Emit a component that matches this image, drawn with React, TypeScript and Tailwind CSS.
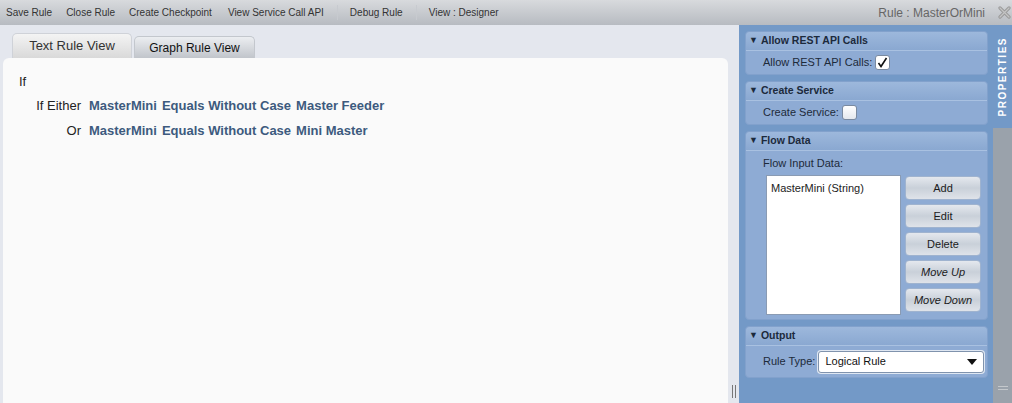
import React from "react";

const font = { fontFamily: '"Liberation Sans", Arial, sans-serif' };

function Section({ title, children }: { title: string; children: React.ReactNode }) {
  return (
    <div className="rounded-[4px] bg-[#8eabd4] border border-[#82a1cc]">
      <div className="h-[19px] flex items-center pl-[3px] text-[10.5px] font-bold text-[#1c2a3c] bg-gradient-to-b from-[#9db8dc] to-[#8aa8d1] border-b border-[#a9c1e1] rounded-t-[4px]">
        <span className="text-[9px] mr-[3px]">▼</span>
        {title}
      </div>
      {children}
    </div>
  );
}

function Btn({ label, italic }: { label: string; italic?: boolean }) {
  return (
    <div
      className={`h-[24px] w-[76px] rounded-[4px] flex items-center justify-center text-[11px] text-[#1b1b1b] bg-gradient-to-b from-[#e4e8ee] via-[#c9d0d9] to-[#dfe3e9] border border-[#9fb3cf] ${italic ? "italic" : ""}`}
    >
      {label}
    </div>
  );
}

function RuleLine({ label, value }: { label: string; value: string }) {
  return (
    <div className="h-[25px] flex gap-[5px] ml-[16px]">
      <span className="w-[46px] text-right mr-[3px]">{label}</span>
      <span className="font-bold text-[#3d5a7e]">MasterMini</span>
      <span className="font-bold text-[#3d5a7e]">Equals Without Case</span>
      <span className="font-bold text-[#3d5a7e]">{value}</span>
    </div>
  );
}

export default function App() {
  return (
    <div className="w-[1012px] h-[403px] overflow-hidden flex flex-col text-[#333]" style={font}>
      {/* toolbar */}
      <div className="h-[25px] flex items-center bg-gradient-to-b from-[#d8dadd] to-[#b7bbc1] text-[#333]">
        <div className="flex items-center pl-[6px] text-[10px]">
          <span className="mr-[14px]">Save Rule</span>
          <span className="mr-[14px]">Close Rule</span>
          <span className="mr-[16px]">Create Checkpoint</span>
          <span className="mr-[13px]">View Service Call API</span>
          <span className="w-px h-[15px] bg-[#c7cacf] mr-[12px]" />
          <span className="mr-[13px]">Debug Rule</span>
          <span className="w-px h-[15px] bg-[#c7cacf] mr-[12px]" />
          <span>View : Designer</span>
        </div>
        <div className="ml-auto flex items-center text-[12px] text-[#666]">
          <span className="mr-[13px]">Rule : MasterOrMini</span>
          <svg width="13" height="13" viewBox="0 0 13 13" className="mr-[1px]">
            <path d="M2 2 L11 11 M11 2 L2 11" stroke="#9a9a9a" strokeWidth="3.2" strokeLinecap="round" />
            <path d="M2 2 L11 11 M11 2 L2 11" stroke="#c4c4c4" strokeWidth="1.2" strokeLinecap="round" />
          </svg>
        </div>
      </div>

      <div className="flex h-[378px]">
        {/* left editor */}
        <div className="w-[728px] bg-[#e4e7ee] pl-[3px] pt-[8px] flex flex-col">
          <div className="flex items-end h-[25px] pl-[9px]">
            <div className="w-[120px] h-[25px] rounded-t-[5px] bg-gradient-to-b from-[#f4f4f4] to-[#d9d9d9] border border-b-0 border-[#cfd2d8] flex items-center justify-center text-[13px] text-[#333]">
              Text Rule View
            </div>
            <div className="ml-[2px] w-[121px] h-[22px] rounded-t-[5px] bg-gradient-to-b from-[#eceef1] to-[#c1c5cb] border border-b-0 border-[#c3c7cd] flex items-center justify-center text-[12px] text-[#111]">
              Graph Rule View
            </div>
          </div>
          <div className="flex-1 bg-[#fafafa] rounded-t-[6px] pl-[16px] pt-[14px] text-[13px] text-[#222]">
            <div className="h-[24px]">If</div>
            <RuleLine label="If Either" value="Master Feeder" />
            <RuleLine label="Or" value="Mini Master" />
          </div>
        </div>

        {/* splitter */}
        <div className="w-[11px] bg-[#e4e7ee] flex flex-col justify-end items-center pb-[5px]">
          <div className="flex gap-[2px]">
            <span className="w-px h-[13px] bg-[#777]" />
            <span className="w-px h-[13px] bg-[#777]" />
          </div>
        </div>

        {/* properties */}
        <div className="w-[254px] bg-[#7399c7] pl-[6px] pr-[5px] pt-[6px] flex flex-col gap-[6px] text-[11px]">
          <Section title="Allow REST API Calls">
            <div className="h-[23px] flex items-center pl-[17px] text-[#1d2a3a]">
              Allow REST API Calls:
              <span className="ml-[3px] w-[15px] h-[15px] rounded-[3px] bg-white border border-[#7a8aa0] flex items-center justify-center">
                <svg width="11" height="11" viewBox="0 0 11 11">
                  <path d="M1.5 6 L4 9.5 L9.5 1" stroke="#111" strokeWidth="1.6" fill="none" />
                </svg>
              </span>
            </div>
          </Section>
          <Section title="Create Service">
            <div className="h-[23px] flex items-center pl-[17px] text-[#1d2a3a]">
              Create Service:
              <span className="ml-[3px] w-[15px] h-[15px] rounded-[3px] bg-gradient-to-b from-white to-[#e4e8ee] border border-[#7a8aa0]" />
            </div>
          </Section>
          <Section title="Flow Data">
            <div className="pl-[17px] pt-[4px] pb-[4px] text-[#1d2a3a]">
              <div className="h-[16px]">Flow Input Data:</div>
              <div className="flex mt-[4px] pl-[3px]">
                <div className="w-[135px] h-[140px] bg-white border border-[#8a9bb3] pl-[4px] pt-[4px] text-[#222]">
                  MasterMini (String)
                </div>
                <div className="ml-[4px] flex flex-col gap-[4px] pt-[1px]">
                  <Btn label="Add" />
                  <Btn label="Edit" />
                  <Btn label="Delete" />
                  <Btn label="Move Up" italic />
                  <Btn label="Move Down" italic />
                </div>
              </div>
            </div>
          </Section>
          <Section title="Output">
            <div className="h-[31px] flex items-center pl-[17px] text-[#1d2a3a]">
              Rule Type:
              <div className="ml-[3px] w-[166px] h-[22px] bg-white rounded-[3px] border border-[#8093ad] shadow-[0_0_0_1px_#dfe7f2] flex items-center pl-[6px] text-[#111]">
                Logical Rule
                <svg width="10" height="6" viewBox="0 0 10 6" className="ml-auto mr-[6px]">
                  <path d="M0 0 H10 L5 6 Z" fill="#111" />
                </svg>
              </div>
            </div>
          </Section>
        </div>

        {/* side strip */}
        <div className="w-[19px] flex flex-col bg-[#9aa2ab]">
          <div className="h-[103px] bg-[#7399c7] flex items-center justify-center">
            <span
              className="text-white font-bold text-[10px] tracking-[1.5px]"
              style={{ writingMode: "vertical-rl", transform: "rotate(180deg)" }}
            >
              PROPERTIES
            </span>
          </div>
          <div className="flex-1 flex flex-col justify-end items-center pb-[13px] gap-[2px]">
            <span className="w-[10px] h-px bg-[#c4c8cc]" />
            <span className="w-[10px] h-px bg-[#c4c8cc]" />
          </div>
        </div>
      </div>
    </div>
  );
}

□ □ □

> _WORK REQUIRED_
Quote the data exactly, leaving every image out of the copy.

> _SOLUTION TO THE PROBLEM_
Emit a component that matches this image, drawn with React, TypeScript and Tailwind CSS.
import React from "react";

const font = { fontFamily: '"Liberation Sans", Arial, sans-serif' };

function Section({ title, children }: { title: string; children: React.ReactNode }) {
  return (
    <div className="rounded-[4px] bg-[#8eabd4] border border-[#82a1cc]">
      <div className="h-[19px] flex items-center pl-[3px] text-[10.5px] font-bold text-[#1c2a3c] bg-gradient-to-b from-[#9db8dc] to-[#8aa8d1] border-b border-[#a9c1e1] rounded-t-[4px]">
        <span className="text-[9px] mr-[3px]">▼</span>
        {title}
      </div>
      {children}
    </div>
  );
}

function Btn({ label, italic }: { label: string; italic?: boolean }) {
  return (
    <div
      className={`h-[24px] w-[76px] rounded-[4px] flex items-center justify-center text-[11px] text-[#1b1b1b] bg-gradient-to-b from-[#e4e8ee] via-[#c9d0d9] to-[#dfe3e9] border border-[#9fb3cf] ${italic ? "italic" : ""}`}
    >
      {label}
    </div>
  );
}

function RuleLine({ label, value }: { label: string; value: string }) {
  return (
    <div className="h-[25px] flex gap-[5px] ml-[16px]">
      <span className="w-[46px] text-right mr-[3px]">{label}</span>
      <span className="font-bold text-[#3d5a7e]">MasterMini</span>
      <span className="font-bold text-[#3d5a7e]">Equals Without Case</span>
      <span className="font-bold text-[#3d5a7e]">{value}</span>
    </div>
  );
}

export default function App() {
  return (
    <div className="w-[1012px] h-[403px] overflow-hidden flex flex-col text-[#333]" style={font}>
      {/* toolbar */}
      <div className="h-[25px] flex items-center bg-gradient-to-b from-[#d8dadd] to-[#b7bbc1] text-[#333]">
        <div className="flex items-center pl-[6px] text-[10px]">
          <span className="mr-[14px]">Save Rule</span>
          <span className="mr-[14px]">Close Rule</span>
          <span className="mr-[16px]">Create Checkpoint</span>
          <span className="mr-[13px]">View Service Call API</span>
          <span className="w-px h-[15px] bg-[#c7cacf] mr-[12px]" />
          <span className="mr-[13px]">Debug Rule</span>
          <span className="w-px h-[15px] bg-[#c7cacf] mr-[12px]" />
          <span>View : Designer</span>
        </div>
        <div className="ml-auto flex items-center text-[12px] text-[#666]">
          <span className="mr-[13px]">Rule : MasterOrMini</span>
          <svg width="13" height="13" viewBox="0 0 13 13" className="mr-[1px]">
            <path d="M2 2 L11 11 M11 2 L2 11" stroke="#9a9a9a" strokeWidth="3.2" strokeLinecap="round" />
            <path d="M2 2 L11 11 M11 2 L2 11" stroke="#c4c4c4" strokeWidth="1.2" strokeLinecap="round" />
          </svg>
        </div>
      </div>

      <div className="flex h-[378px]">
        {/* left editor */}
        <div className="w-[728px] bg-[#e4e7ee] pl-[3px] pt-[8px] flex flex-col">
          <div className="flex items-end h-[25px] pl-[9px]">
            <div className="w-[120px] h-[25px] rounded-t-[5px] bg-gradient-to-b from-[#f4f4f4] to-[#d9d9d9] border border-b-0 border-[#cfd2d8] flex items-center justify-center text-[13px] text-[#333]">
              Text Rule View
            </div>
            <div className="ml-[2px] w-[121px] h-[22px] rounded-t-[5px] bg-gradient-to-b from-[#eceef1] to-[#c1c5cb] border border-b-0 border-[#c3c7cd] flex items-center justify-center text-[12px] text-[#111]">
              Graph Rule View
            </div>
          </div>
          <div className="flex-1 bg-[#fafafa] rounded-t-[6px] pl-[16px] pt-[14px] text-[13px] text-[#222]">
            <div className="h-[24px]">If</div>
            <RuleLine label="If Either" value="Master Feeder" />
            <RuleLine label="Or" value="Mini Master" />
          </div>
        </div>

        {/* splitter */}
        <div className="w-[11px] bg-[#e4e7ee] flex flex-col justify-end items-center pb-[5px]">
          <div className="flex gap-[2px]">
            <span className="w-px h-[13px] bg-[#777]" />
            <span className="w-px h-[13px] bg-[#777]" />
          </div>
        </div>

        {/* properties */}
        <div className="w-[254px] bg-[#7399c7] pl-[6px] pr-[5px] pt-[6px] flex flex-col gap-[6px] text-[11px]">
          <Section title="Allow REST API Calls">
            <div className="h-[23px] flex items-center pl-[17px] text-[#1d2a3a]">
              Allow REST API Calls:
              <span className="ml-[3px] w-[15px] h-[15px] rounded-[3px] bg-white border border-[#7a8aa0] flex items-center justify-center">
                <svg width="11" height="11" viewBox="0 0 11 11">
                  <path d="M1.5 6 L4 9.5 L9.5 1" stroke="#111" strokeWidth="1.6" fill="none" />
                </svg>
              </span>
            </div>
          </Section>
          <Section title="Create Service">
            <div className="h-[23px] flex items-center pl-[17px] text-[#1d2a3a]">
              Create Service:
              <span className="ml-[3px] w-[15px] h-[15px] rounded-[3px] bg-gradient-to-b from-white to-[#e4e8ee] border border-[#7a8aa0]" />
            </div>
          </Section>
          <Section title="Flow Data">
            <div className="pl-[17px] pt-[4px] pb-[4px] text-[#1d2a3a]">
              <div className="h-[16px]">Flow Input Data:</div>
              <div className="flex mt-[4px] pl-[3px]">
                <div className="w-[135px] h-[140px] bg-white border border-[#8a9bb3] pl-[4px] pt-[4px] text-[#222]">
                  MasterMini (String)
                </div>
                <div className="ml-[4px] flex flex-col gap-[4px] pt-[1px]">
                  <Btn label="Add" />
                  <Btn label="Edit" />
                  <Btn label="Delete" />
                  <Btn label="Move Up" italic />
                  <Btn label="Move Down" italic />
                </div>
              </div>
            </div>
          </Section>
          <Section title="Output">
            <div className="h-[31px] flex items-center pl-[17px] text-[#1d2a3a]">
              Rule Type:
              <div className="ml-[3px] w-[166px] h-[22px] bg-white rounded-[3px] border border-[#8093ad] shadow-[0_0_0_1px_#dfe7f2] flex items-center pl-[6px] text-[#111]">
                Logical Rule
                <svg width="10" height="6" viewBox="0 0 10 6" className="ml-auto mr-[6px]">
                  <path d="M0 0 H10 L5 6 Z" fill="#111" />
                </svg>
              </div>
            </div>
          </Section>
        </div>

        {/* side strip */}
        <div className="w-[19px] flex flex-col bg-[#9aa2ab]">
          <div className="h-[103px] bg-[#7399c7] flex items-center justify-center">
            <span
              className="text-white font-bold text-[10px] tracking-[1.5px]"
              style={{ writingMode: "vertical-rl", transform: "rotate(180deg)" }}
            >
              PROPERTIES
            </span>
          </div>
          <div className="flex-1 flex flex-col justify-end items-center pb-[13px] gap-[2px]">
            <span className="w-[10px] h-px bg-[#c4c8cc]" />
            <span className="w-[10px] h-px bg-[#c4c8cc]" />
          </div>
        </div>
      </div>
    </div>
  );
}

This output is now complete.